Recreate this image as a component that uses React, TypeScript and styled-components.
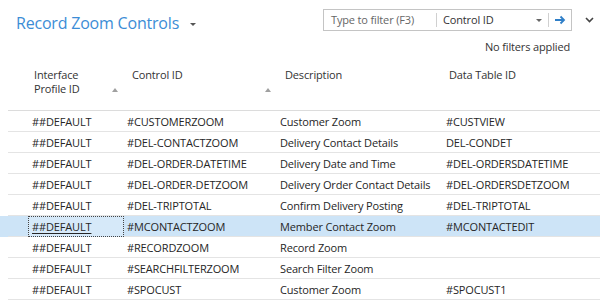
import React from "react";
import styled, { createGlobalStyle } from "styled-components";

const Global = createGlobalStyle`
  html, body { margin: 0; padding: 0; background: #fff; }
  body { font-family: "Open Sans", "Noto Sans", sans-serif; color: #262626; }
`;

const Page = styled.div`
  width: 600px;
  height: 300px;
  overflow: hidden;
  display: flex;
  flex-direction: column;
`;

const TopBar = styled.div`
  display: flex;
  align-items: flex-start;
  height: 40px;
`;

const TitleWrap = styled.div`
  display: flex;
  align-items: center;
  padding: 12px 0 0 16px;
  gap: 11px;
`;

const Title = styled.h1`
  margin: 0;
  font-size: 16px;
  font-weight: 400;
  color: #3c8dd6;
  line-height: 22px;
  letter-spacing: -0.2px;
`;

const Caret = styled.span`
  width: 0;
  height: 0;
  border-left: 3px solid transparent;
  border-right: 3px solid transparent;
  border-top: 3px solid #555;
  margin-top: 2px;
`;

const FilterArea = styled.div`
  margin-left: auto;
  display: flex;
  align-items: center;
  padding-top: 9px;
  padding-right: 6px;
  gap: 12px;
`;

const FilterBox = styled.div`
  width: 249px;
  height: 22px;
  border: 1px solid #c4c4c4;
  display: flex;
  align-items: center;
  box-sizing: border-box;
  font-size: 11px;
  letter-spacing: -0.15px;
  color: #555;
`;

const FilterInput = styled.div`
  width: 113px;
  padding-left: 7px;
  box-sizing: border-box;
  border-right: 1px solid #d0d0d0;
  height: 14px;
  line-height: 14px;
  color: #666;
`;

const FilterField = styled.div`
  flex: 1;
  display: flex;
  align-items: center;
  padding-left: 6px;
  color: #333;
  height: 14px;
  line-height: 14px;
`;

const FieldCaret = styled.span`
  margin-left: auto;
  margin-right: 6px;
  width: 0;
  height: 0;
  border-left: 3px solid transparent;
  border-right: 3px solid transparent;
  border-top: 3px solid #666;
`;

const GoButton = styled.div`
  width: 22px;
  height: 14px;
  border-left: 1px solid #d0d0d0;
  display: flex;
  align-items: center;
  justify-content: center;
`;

const ChevronBtn = styled.div`
  width: 10px;
  display: flex;
  align-items: center;
  justify-content: center;
`;

const SubBar = styled.div`
  display: flex;
  justify-content: flex-end;
  padding-right: 30px;
  font-size: 11px;
  letter-spacing: -0.15px;
  color: #333;
  height: 16px;
  line-height: 16px;
  margin-top: -1px;
`;

const Grid = styled.div`
  margin-top: 13px;
  display: flex;
  flex-direction: column;
`;

const cols = "22px 95px 153px 166px 1fr";

const HeaderRow = styled.div`
  display: grid;
  grid-template-columns: ${cols};
  height: 42px;
  margin-left: 8px;
  border-bottom: 1px solid #dcdcdc;
  font-size: 11px;
  letter-spacing: -0.15px;
  color: #333;
  line-height: 14px;
`;

const HeaderCell = styled.div<{ $pad?: number }>`
  position: relative;
  padding-left: ${(p) => p.$pad ?? 4}px;
  padding-top: 0;
`;

const SortArrow = styled.span`
  position: absolute;
  right: 7px;
  top: 20px;
  width: 0;
  height: 0;
  border-left: 3.5px solid transparent;
  border-right: 3.5px solid transparent;
  border-bottom: 4px solid #a0a0a0;
`;

const Row = styled.div<{ $selected?: boolean }>`
  display: grid;
  grid-template-columns: ${cols};
  height: 20px;
  margin-left: 8px;
  border-bottom: 1px solid #e4e4e4;
  font-size: 11px;
  letter-spacing: -0.15px;
  color: #262626;
  line-height: 21px;
  background: ${(p) => (p.$selected ? "#cde4f7" : "transparent")};
  box-shadow: ${(p) => (p.$selected ? "-8px 0 0 #cde4f7" : "none")};
  white-space: nowrap;
`;

const Cell = styled.div<{ $focus?: boolean }>`
  padding-left: 2px;
  ${(p) =>
    p.$focus
      ? `
    outline: 1px dotted #444;
    outline-offset: -1px;
    margin-left: -2px;
    padding-left: 4px;
    margin-right: 1px;
    text-decoration: underline;
    text-underline-offset: 2px;
    background: #d6e9f9;
  `
      : ""}
`;

const rows = [
  ["##DEFAULT", "#CUSTOMERZOOM", "Customer Zoom", "#CUSTVIEW"],
  ["##DEFAULT", "#DEL-CONTACTZOOM", "Delivery Contact Details", "DEL-CONDET"],
  ["##DEFAULT", "#DEL-ORDER-DATETIME", "Delivery Date and Time", "#DEL-ORDERSDATETIME"],
  ["##DEFAULT", "#DEL-ORDER-DETZOOM", "Delivery Order Contact Details", "#DEL-ORDERSDETZOOM"],
  ["##DEFAULT", "#DEL-TRIPTOTAL", "Confirm Delivery Posting", "#DEL-TRIPTOTAL"],
  ["##DEFAULT", "#MCONTACTZOOM", "Member Contact Zoom", "#MCONTACTEDIT"],
  ["##DEFAULT", "#RECORDZOOM", "Record Zoom", ""],
  ["##DEFAULT", "#SEARCHFILTERZOOM", "Search Filter Zoom", ""],
  ["##DEFAULT", "#SPOCUST", "Customer Zoom", "#SPOCUST1"],
];

export default function App() {
  return (
    <Page>
      <Global />
      <TopBar>
        <TitleWrap>
          <Title>Record Zoom Controls</Title>
          <Caret />
        </TitleWrap>
        <FilterArea>
          <FilterBox>
            <FilterInput>Type to filter (F3)</FilterInput>
            <FilterField>
              Control ID
              <FieldCaret />
            </FilterField>
            <GoButton>
              <svg width="12" height="10" viewBox="0 0 12 10">
                <path d="M1 5H10M6.5 1.5L10 5L6.5 8.5" fill="none" stroke="#2f7fc8" strokeWidth="1.8" />
              </svg>
            </GoButton>
          </FilterBox>
          <ChevronBtn>
            <svg width="9" height="6" viewBox="0 0 9 6">
              <path d="M1 1L4.5 4.5L8 1" fill="none" stroke="#444" strokeWidth="1.6" />
            </svg>
          </ChevronBtn>
        </FilterArea>
      </TopBar>
      <SubBar>No filters applied</SubBar>
      <Grid>
        <HeaderRow>
          <div />
          <HeaderCell $pad={4}>
            Interface
            <br />
            Profile ID
            <SortArrow />
          </HeaderCell>
          <HeaderCell $pad={7}>
            Control ID
            <SortArrow />
          </HeaderCell>
          <HeaderCell $pad={7}>Description</HeaderCell>
          <HeaderCell $pad={5}>Data Table ID</HeaderCell>
        </HeaderRow>
        {rows.map((r, i) => (
          <Row key={i} $selected={i === 5}>
            <div />
            <Cell $focus={i === 5}>{r[0]}</Cell>
            <Cell>{r[1]}</Cell>
            <Cell>{r[2]}</Cell>
            <Cell>{r[3]}</Cell>
          </Row>
        ))}
      </Grid>
    </Page>
  );
}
=-=-=
_WHAT YOU NEED TO DO:_ All the lines above are to be given again exactly as they read, with the pictures removed.

_RESULT OF THE EXERCISE:_
Recreate this image as a component that uses React, TypeScript and styled-components.
import React from "react";
import styled, { createGlobalStyle } from "styled-components";

const Global = createGlobalStyle`
  html, body { margin: 0; padding: 0; background: #fff; }
  body { font-family: "Open Sans", "Noto Sans", sans-serif; color: #262626; }
`;

const Page = styled.div`
  width: 600px;
  height: 300px;
  overflow: hidden;
  display: flex;
  flex-direction: column;
`;

const TopBar = styled.div`
  display: flex;
  align-items: flex-start;
  height: 40px;
`;

const TitleWrap = styled.div`
  display: flex;
  align-items: center;
  padding: 12px 0 0 16px;
  gap: 11px;
`;

const Title = styled.h1`
  margin: 0;
  font-size: 16px;
  font-weight: 400;
  color: #3c8dd6;
  line-height: 22px;
  letter-spacing: -0.2px;
`;

const Caret = styled.span`
  width: 0;
  height: 0;
  border-left: 3px solid transparent;
  border-right: 3px solid transparent;
  border-top: 3px solid #555;
  margin-top: 2px;
`;

const FilterArea = styled.div`
  margin-left: auto;
  display: flex;
  align-items: center;
  padding-top: 9px;
  padding-right: 6px;
  gap: 12px;
`;

const FilterBox = styled.div`
  width: 249px;
  height: 22px;
  border: 1px solid #c4c4c4;
  display: flex;
  align-items: center;
  box-sizing: border-box;
  font-size: 11px;
  letter-spacing: -0.15px;
  color: #555;
`;

const FilterInput = styled.div`
  width: 113px;
  padding-left: 7px;
  box-sizing: border-box;
  border-right: 1px solid #d0d0d0;
  height: 14px;
  line-height: 14px;
  color: #666;
`;

const FilterField = styled.div`
  flex: 1;
  display: flex;
  align-items: center;
  padding-left: 6px;
  color: #333;
  height: 14px;
  line-height: 14px;
`;

const FieldCaret = styled.span`
  margin-left: auto;
  margin-right: 6px;
  width: 0;
  height: 0;
  border-left: 3px solid transparent;
  border-right: 3px solid transparent;
  border-top: 3px solid #666;
`;

const GoButton = styled.div`
  width: 22px;
  height: 14px;
  border-left: 1px solid #d0d0d0;
  display: flex;
  align-items: center;
  justify-content: center;
`;

const ChevronBtn = styled.div`
  width: 10px;
  display: flex;
  align-items: center;
  justify-content: center;
`;

const SubBar = styled.div`
  display: flex;
  justify-content: flex-end;
  padding-right: 30px;
  font-size: 11px;
  letter-spacing: -0.15px;
  color: #333;
  height: 16px;
  line-height: 16px;
  margin-top: -1px;
`;

const Grid = styled.div`
  margin-top: 13px;
  display: flex;
  flex-direction: column;
`;

const cols = "22px 95px 153px 166px 1fr";

const HeaderRow = styled.div`
  display: grid;
  grid-template-columns: ${cols};
  height: 42px;
  margin-left: 8px;
  border-bottom: 1px solid #dcdcdc;
  font-size: 11px;
  letter-spacing: -0.15px;
  color: #333;
  line-height: 14px;
`;

const HeaderCell = styled.div<{ $pad?: number }>`
  position: relative;
  padding-left: ${(p) => p.$pad ?? 4}px;
  padding-top: 0;
`;

const SortArrow = styled.span`
  position: absolute;
  right: 7px;
  top: 20px;
  width: 0;
  height: 0;
  border-left: 3.5px solid transparent;
  border-right: 3.5px solid transparent;
  border-bottom: 4px solid #a0a0a0;
`;

const Row = styled.div<{ $selected?: boolean }>`
  display: grid;
  grid-template-columns: ${cols};
  height: 20px;
  margin-left: 8px;
  border-bottom: 1px solid #e4e4e4;
  font-size: 11px;
  letter-spacing: -0.15px;
  color: #262626;
  line-height: 21px;
  background: ${(p) => (p.$selected ? "#cde4f7" : "transparent")};
  box-shadow: ${(p) => (p.$selected ? "-8px 0 0 #cde4f7" : "none")};
  white-space: nowrap;
`;

const Cell = styled.div<{ $focus?: boolean }>`
  padding-left: 2px;
  ${(p) =>
    p.$focus
      ? `
    outline: 1px dotted #444;
    outline-offset: -1px;
    margin-left: -2px;
    padding-left: 4px;
    margin-right: 1px;
    text-decoration: underline;
    text-underline-offset: 2px;
    background: #d6e9f9;
  `
      : ""}
`;

const rows = [
  ["##DEFAULT", "#CUSTOMERZOOM", "Customer Zoom", "#CUSTVIEW"],
  ["##DEFAULT", "#DEL-CONTACTZOOM", "Delivery Contact Details", "DEL-CONDET"],
  ["##DEFAULT", "#DEL-ORDER-DATETIME", "Delivery Date and Time", "#DEL-ORDERSDATETIME"],
  ["##DEFAULT", "#DEL-ORDER-DETZOOM", "Delivery Order Contact Details", "#DEL-ORDERSDETZOOM"],
  ["##DEFAULT", "#DEL-TRIPTOTAL", "Confirm Delivery Posting", "#DEL-TRIPTOTAL"],
  ["##DEFAULT", "#MCONTACTZOOM", "Member Contact Zoom", "#MCONTACTEDIT"],
  ["##DEFAULT", "#RECORDZOOM", "Record Zoom", ""],
  ["##DEFAULT", "#SEARCHFILTERZOOM", "Search Filter Zoom", ""],
  ["##DEFAULT", "#SPOCUST", "Customer Zoom", "#SPOCUST1"],
];

export default function App() {
  return (
    <Page>
      <Global />
      <TopBar>
        <TitleWrap>
          <Title>Record Zoom Controls</Title>
          <Caret />
        </TitleWrap>
        <FilterArea>
          <FilterBox>
            <FilterInput>Type to filter (F3)</FilterInput>
            <FilterField>
              Control ID
              <FieldCaret />
            </FilterField>
            <GoButton>
              <svg width="12" height="10" viewBox="0 0 12 10">
                <path d="M1 5H10M6.5 1.5L10 5L6.5 8.5" fill="none" stroke="#2f7fc8" strokeWidth="1.8" />
              </svg>
            </GoButton>
          </FilterBox>
          <ChevronBtn>
            <svg width="9" height="6" viewBox="0 0 9 6">
              <path d="M1 1L4.5 4.5L8 1" fill="none" stroke="#444" strokeWidth="1.6" />
            </svg>
          </ChevronBtn>
        </FilterArea>
      </TopBar>
      <SubBar>No filters applied</SubBar>
      <Grid>
        <HeaderRow>
          <div />
          <HeaderCell $pad={4}>
            Interface
            <br />
            Profile ID
            <SortArrow />
          </HeaderCell>
          <HeaderCell $pad={7}>
            Control ID
            <SortArrow />
          </HeaderCell>
          <HeaderCell $pad={7}>Description</HeaderCell>
          <HeaderCell $pad={5}>Data Table ID</HeaderCell>
        </HeaderRow>
        {rows.map((r, i) => (
          <Row key={i} $selected={i === 5}>
            <div />
            <Cell $focus={i === 5}>{r[0]}</Cell>
            <Cell>{r[1]}</Cell>
            <Cell>{r[2]}</Cell>
            <Cell>{r[3]}</Cell>
          </Row>
        ))}
      </Grid>
    </Page>
  );
}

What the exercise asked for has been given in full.